What are the economic impacts of high dog leg severity?
High dog leg severity can have substantial economic consequences throughout the well lifecycle:
Drilling Phase Costs:
- Increased NPT from stuck pipe, twist-offs, or connection failures
- Higher drill string and BHA component costs (premium materials required)
- Additional survey runs and real-time monitoring expenses
- Potential for sidetracking or redrilling sections
Completion Phase Costs:
- Specialized completion equipment (flexible liners, expandable casing)
- Increased cementing costs for zonal isolation
- Higher stimulation costs due to uneven proppant distribution
- Potential for additional perforating runs
Production Phase Costs:
- Reduced ultimate recovery (5-15% typical)
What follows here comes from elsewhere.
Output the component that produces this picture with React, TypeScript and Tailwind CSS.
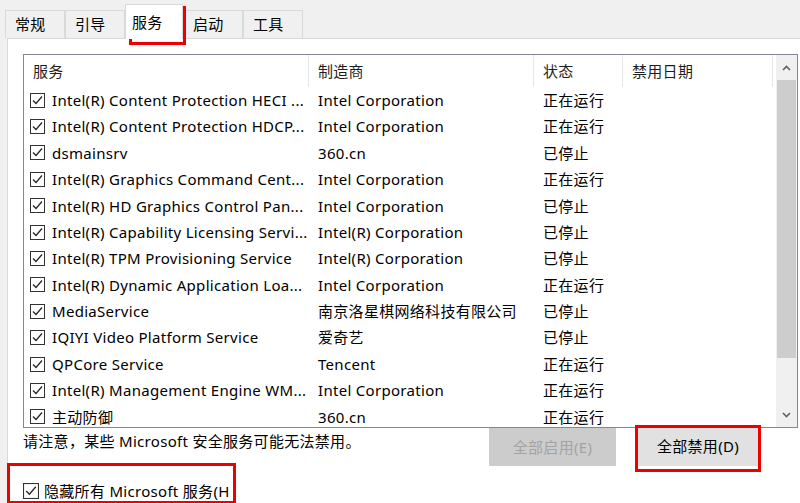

- Increased workover frequency
- Higher artificial lift costs due to flow restrictions
- Accelerated tubing replacement cycles
A 2022 study by the U.S. Energy Information Administration found that wells with DLS > 10°/100 ft in the lateral section had, on average, 22% higher total well costs and 18% lower production over a 10-year period compared to similar wells with DLS < 5°/100 ft.